BENGALURU: In a grainy YouTube video, football legend Gerd Muller describes how Germany defeated a great Netherlands side in the 1974 World Cup final . The whole conversation is brutally simple.

"A German team is not easy to bring down. We fought more than ever in that final, our best came on the last day," Muller says in a feeble voice.

Those words are eerily similar to Pat Cummins ' "best for the last" comment after Australia plotted a marauding India's downfall in the title clash of the 2023 cricket World Cup.

In fact, the champion sides think alike. Their disciplines might differ, but methods to success remain comparable.

And Australia is an iron-willed champion side, more so in the knockout stages of a global event. A look back to their last two matches in the showpiece will reveal that facet of their game.

Both India and South Africa, their opponents in the semifinals, were perceived to be far superior despite the Aussies winning seven matches in a row to reach the knockouts.

The Australian pacers struggled to make an impact of desired levels during the entirety of the league stage but they returned to the best in the first available opportunity.

The Kolkata weather and the Eden pitch helped them purchase some swing and bounce, and the triumvirate of Mitchell Starc, Josh Hazlewood and Cummins blew away the Proteas, sharing eight wickets among them.

On a progressively slowing down surface, the Aussies found batting saviours in Josh Inglis, Starc and Cummins after South Africa's bowlers reduced them to a shaky 137 for five.



However, Australia's grunt work was pushed under the table as the focus was more on South Africa's inclination to choke on these big moments.

But Australia's real challenge was against India in the summit clash. This was not just another Indian team as under Rohit Sharma they had assembled one of the finest ODI outfits in their entire history.

They did not merely beat their opponents but lorded over them imperiously in 10 successive matches, something no other Indian team was able to achieve in the marquee event dating back to 1975.

Strangely, Rohit's band was a mirror image of the dominant Australians at the turn of the century, an era when they went undefeated in 29 matches across three editions in 1999, 2003 and 2007.

In a way, Cummins' side had to beat India who was playing the Australian way. Australia were the underdogs, or so thought several of us.



So, what did Australia do? As Muller said in that interview, they found a way to fight even more than ever.

Cummins believed in the big match temperament of his bowlers and elected to bowl against an Indian batting unit that had been firing on all cylinders.

There has been this common observation that a certain softness has seeped into the Aussies post the 'Sandpaper Gate'. Perhaps, India's two Test series win Down Under too might have added to that perception.

But it is quite wrong.
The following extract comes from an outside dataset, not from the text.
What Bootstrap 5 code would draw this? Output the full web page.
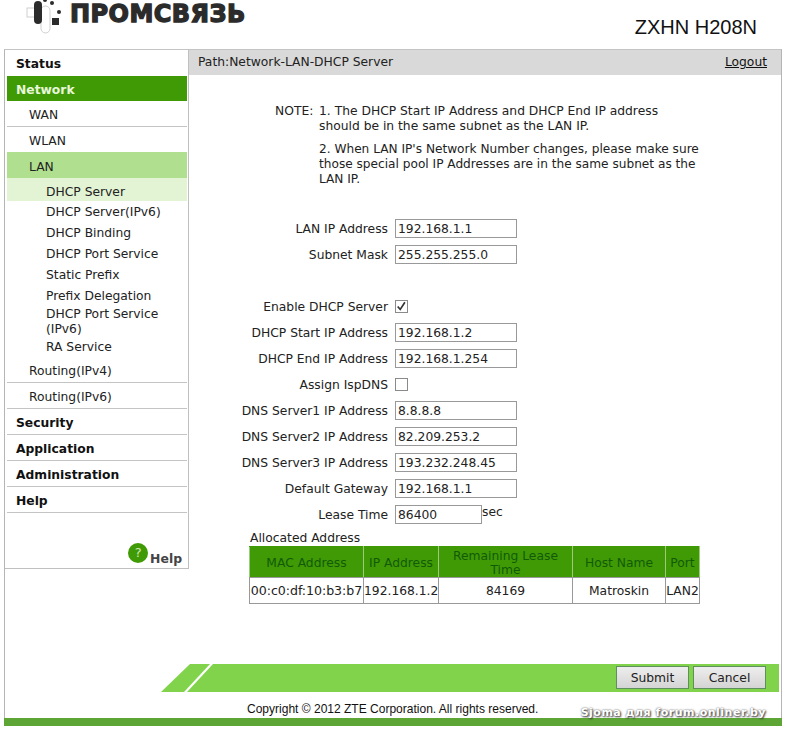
<!DOCTYPE html>
<html lang="en">
<head>
<meta charset="utf-8">
<title>ZXHN H208N</title>
<link href="https://cdn.jsdelivr.net/npm/bootstrap@5.3.0/dist/css/bootstrap.min.css" rel="stylesheet">
<style>
html,body{background:#fff;margin:0;height:736px;overflow:hidden}
body{font-family:"DejaVu Sans",sans-serif;font-size:12.3px;color:#222;line-height:15px}
.pagewrap{width:788px}
.tophead{height:49px;padding-left:24px;padding-right:31px;overflow:hidden}
.logotext{font-family:"DejaVu Sans",sans-serif;font-weight:700;font-size:24px;line-height:30px;letter-spacing:.45px;color:#2b2b2b;-webkit-text-stroke:1.3px #2b2b2b;margin-top:-1px}
.modelname{font-family:"Liberation Sans",sans-serif;font-size:20px;line-height:24px;color:#111;padding-top:15px}
.frame{margin-left:4px;width:778px;height:669px;border-left:1px solid #b5b5b5;border-right:1px solid #b5b5b5;border-top:1px solid #c4c4c4}
.upper{height:614px}
.sidebar{width:184px;height:519px;border-right:1px solid #c0c0c0;border-bottom:1px solid #c0c0c0;flex:none;padding-left:2px;padding-right:1px}
.menu-top{height:26px;padding-left:9px;line-height:28px;font-weight:700;color:#111;border-bottom:1px solid #c4c4c4}
.menu-top.plain-first{border-bottom:0;line-height:29px}
.menu-top.on{background:#3f9a05;color:#e8f7da;border-bottom:0;height:25px;line-height:29px}
.menu-mid{height:26px;padding-left:22px;line-height:29px;border-bottom:1px solid #c4c4c4}
.menu-mid.on{background:#b0e08f;border-bottom:0;line-height:30px}
.menu-mid.flat{border-bottom:0;height:25px;line-height:28px}
.menu-sub{height:21px;padding-left:39px;line-height:23px}
.menu-sub.on{background:#e2f4d4;height:23px;line-height:29px}
.menu-sub.dbl{height:30px;line-height:15px;padding-right:20px;padding-top:1px}
.help-box{height:55px;padding-right:5px;padding-bottom:2px;font-weight:700;font-size:12.4px;color:#444}
.help-dot{width:20px;height:20px;background:#3f9a05;color:#cfe9b8;font-size:13px;font-weight:400;line-height:20px;margin-bottom:3px;margin-right:2px}
.pathbar{height:25px;background:#d9d9d9;line-height:25px;padding:0 14px 0 9px}
.pathbar a{color:#111}
.notes{padding-top:29px;padding-left:86px;width:530px}
.note-tag{width:44px;flex:none}
.note-body p{margin:0 0 8px}
.note-body p.note-two{font-size:12.15px}
.formgrid{margin-top:21px}
.frow{height:26px}
.frow label{width:199px;text-align:right;margin-right:7px;flex:none}
.gapper{height:26px}
.tinput{width:122px;height:19px;border:1px solid #999;background:#fff;font:12.3px "DejaVu Sans",sans-serif;color:#222;padding:2px 2px 0;margin-bottom:2px;border-radius:0;outline:0}
.tinput.short{width:87px}
.sec{margin-top:-5px}
.cbox{width:13px;height:13px;border:1px solid #8a8a8a;background:#fff;display:block;margin:0 0 2px;padding:0}
.alloc{margin-left:61px;margin-top:2px;line-height:16px}
.alloc-table{border-collapse:collapse;margin-left:-1px;table-layout:fixed;width:450px;font-size:12.3px}
.alloc-table th,.alloc-table td{border:1px solid #999;padding:0;text-align:center;overflow:hidden;white-space:nowrap}
.alloc-table th{background:#3f9a05;color:#125a06;font-weight:400;height:31px;line-height:14px;padding-top:2px;border-color:#9ccb7c;white-space:normal;border-top-color:#3f9a05;border-bottom-color:#999}
.alloc-table td{height:26px;background:#fff}
.alloc-table td.tight{font-size:12.6px;letter-spacing:-.05px}
.band{height:28px;margin-left:156px;margin-right:2px}
.slant{width:52px;height:28px;flex:none;display:block}
.bandfill{background:#80d34b;height:28px;flex:1;padding-right:13px;padding-top:2px}
.zbtn{width:73px;height:23px;border:1px solid #5f8f5f;background:linear-gradient(#eee,#d4d4d4);font:12.3px "DejaVu Sans",sans-serif;color:#222;padding:0;border-radius:0;margin-left:4px}
.foot{height:26px;padding-left:242px;padding-right:15px;padding-top:10px;font-family:"Liberation Sans",sans-serif;font-size:12.03px;color:#111}
.watermark{font-family:"DejaVu Sans",sans-serif;font-size:11px;font-weight:700;color:#fff;text-shadow:0 0 2px #555,1px 1px 2px #333;letter-spacing:.5px;margin-top:3px;white-space:nowrap}
.botbar{margin-left:4px;width:778px;height:8px;background:#5da636}
</style>
</head>
<body>
<div class="pagewrap">
  <div class="tophead d-flex justify-content-between">
    <div class="d-flex gap-1 align-self-start">
      <svg width="42" height="36" viewBox="0 0 42 36">
        <rect x="3" y="8" width="9" height="9" fill="none" stroke="#cfcfcf"/>
        <rect x="17" y="6" width="9" height="27" rx="4.5" fill="#fff" stroke="#cfcfcf"/>
        <rect x="10" y="1" width="8" height="23" rx="4" fill="#2b2b2b"/>
        <rect x="28" y="18" width="7" height="7" fill="#2b2b2b"/>
        <circle cx="35" cy="12" r="2" fill="#2b2b2b"/>
        <circle cx="28" cy="3" r="2" fill="#2b2b2b"/>
        <circle cx="21" cy="0" r="2" fill="#2b2b2b"/>
      </svg>
      <div class="logotext">ПРОМСВЯЗЬ</div>
    </div>
    <div class="modelname">ZXHN H208N</div>
  </div>

  <div class="frame">
    <div class="upper d-flex">
      <nav class="sidebar">
        <div class="menu-top plain-first">Status</div>
        <div class="menu-top on">Network</div>
        <div class="menu-mid">WAN</div>
        <div class="menu-mid flat">WLAN</div>
        <div class="menu-mid on">LAN</div>
        <div class="menu-sub on">DHCP Server</div>
        <div class="menu-sub">DHCP Server(IPv6)</div>
        <div class="menu-sub">DHCP Binding</div>
        <div class="menu-sub">DHCP Port Service</div>
        <div class="menu-sub">Static Prefix</div>
        <div class="menu-sub">Prefix Delegation</div>
        <div class="menu-sub dbl">DHCP Port Service (IPv6)</div>
        <div class="menu-sub">RA Service</div>
        <div class="menu-mid">Routing(IPv4)</div>
        <div class="menu-mid">Routing(IPv6)</div>
        <div class="menu-top">Security</div>
        <div class="menu-top">Application</div>
        <div class="menu-top">Administration</div>
        <div class="menu-top">Help</div>
        <div class="help-box d-flex justify-content-end align-items-end">
          <span class="help-dot rounded-circle text-center">?</span><span>Help</span>
        </div>
      </nav>

      <main class="flex-grow-1">
        <div class="pathbar d-flex justify-content-between">
          <span>Path:Network-LAN-DHCP Server</span><a href="#">Logout</a>
        </div>
        <div class="notes d-flex">
          <div class="note-tag">NOTE:</div>
          <div class="note-body">
            <p>1. The DHCP Start IP Address and DHCP End IP address<br>should be in the same subnet as the LAN IP.</p>
            <p class="note-two">2. When LAN IP's Network Number changes, please make sure<br>those special pool IP Addresses are in the same subnet as the<br>LAN IP.</p>
          </div>
        </div>
        <div class="formgrid">
          <div class="frow d-flex align-items-center"><label>LAN IP Address</label><input class="tinput" value="192.168.1.1"></div>
          <div class="frow d-flex align-items-center"><label>Subnet Mask</label><input class="tinput" value="255.255.255.0"></div>
          <div class="gapper"></div>
          <div class="frow d-flex align-items-center"><label>Enable DHCP Server</label>
            <svg class="cbox" viewBox="0 0 13 13"><path d="M2 6.5 5 10 10.5 1.5" fill="none" stroke="#333" stroke-width="2"/></svg></div>
          <div class="frow d-flex align-items-center"><label>DHCP Start IP Address</label><input class="tinput" value="192.168.1.2"></div>
          <div class="frow d-flex align-items-center"><label>DHCP End IP Address</label><input class="tinput" value="192.168.1.254"></div>
          <div class="frow d-flex align-items-center"><label>Assign IspDNS</label><span class="cbox"></span></div>
          <div class="frow d-flex align-items-center"><label>DNS Server1 IP Address</label><input class="tinput" value="8.8.8.8"></div>
          <div class="frow d-flex align-items-center"><label>DNS Server2 IP Address</label><input class="tinput" value="82.209.253.2"></div>
          <div class="frow d-flex align-items-center"><label>DNS Server3 IP Address</label><input class="tinput" value="193.232.248.45"></div>
          <div class="frow d-flex align-items-center"><label>Default Gateway</label><input class="tinput" value="192.168.1.1"></div>
          <div class="frow d-flex align-items-center"><label>Lease Time</label><input class="tinput short" value="86400"><span class="sec">sec</span></div>
        </div>
        <div class="alloc">
          <div>Allocated Address</div>
          <table class="alloc-table">
            <colgroup><col style="width:114px"><col style="width:75px"><col style="width:134px"><col style="width:93px"><col style="width:34px"></colgroup>
            <tr><th>MAC Address</th><th>IP Address</th><th>Remaining Lease<br>Time</th><th>Host Name</th><th>Port</th></tr>
            <tr><td class="tight">00:c0:df:10:b3:b7</td><td>192.168.1.2</td><td>84169</td><td>Matroskin</td><td>LAN2</td></tr>
          </table>
        </div>
      </main>
    </div>

    <div class="band d-flex">
      <svg class="slant" viewBox="0 0 52 28"><path d="M0 28 23 28 49 0 29 0Z" fill="#80d34b"/><path d="M26 28 52 0 52 28Z" fill="#80d34b"/></svg>
      <div class="bandfill d-flex justify-content-end align-items-start">
        <button type="button" class="zbtn">Submit</button>
        <button type="button" class="zbtn">Cancel</button>
      </div>
    </div>

    <div class="foot d-flex justify-content-between">
      <span>Copyright © 2012 ZTE Corporation. All rights reserved.</span>
      <span class="watermark">Sjoma для forum.onliner.by</span>
    </div>
  </div>
  <div class="botbar"></div>
</div>
</body>
</html>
Yes, they no longer indulge in outrageous pre-match predictions or target the opposition captains with a barrage of tactical verbal volleys.

However, there is a silent resilience beneath that soft exterior, which is even more frightening than their previous brazen, in-your-face aggression.

You just can't gauge their mindset from their words. It's all action.

The Australian bowlers showed the way. After conceding 10 boundaries in the first Power Play segment, they limited a batting line-up comprising Virat Kohli , Shreyas Iyer, KL Rahul, Ravindra Jadeja and Suryakumar Yadav to just four fours in the next 40 overs.

It was hard to imagine that this was the same India which piled up three 300-plus and one 400-plus total in their last four matches.

But then Australia needed someone to guide their chase of 241 on a fiddly pitch on which the Indian bowlers reduced them to 47 for three.

A South Australian with a handlebar moustache – Travis Head – answered the ring along with Marnus Labuschagne.

Head took down the Indians with a bit of hostility, while Labuschagne did that with patience. Labuschagne, in fact, embodied this Australia.

He was ready to play second fiddle to Head without ever trying to outscore his partner. It was dirty, unglamourous work but Labuschagne read the situation beautifully and responded to it.

It was a seamless buy-in from the whole team, which dragged India out of their comfort zone. Once Aussies entered that fighting zone, India forgot their own on a vastly sobering evening.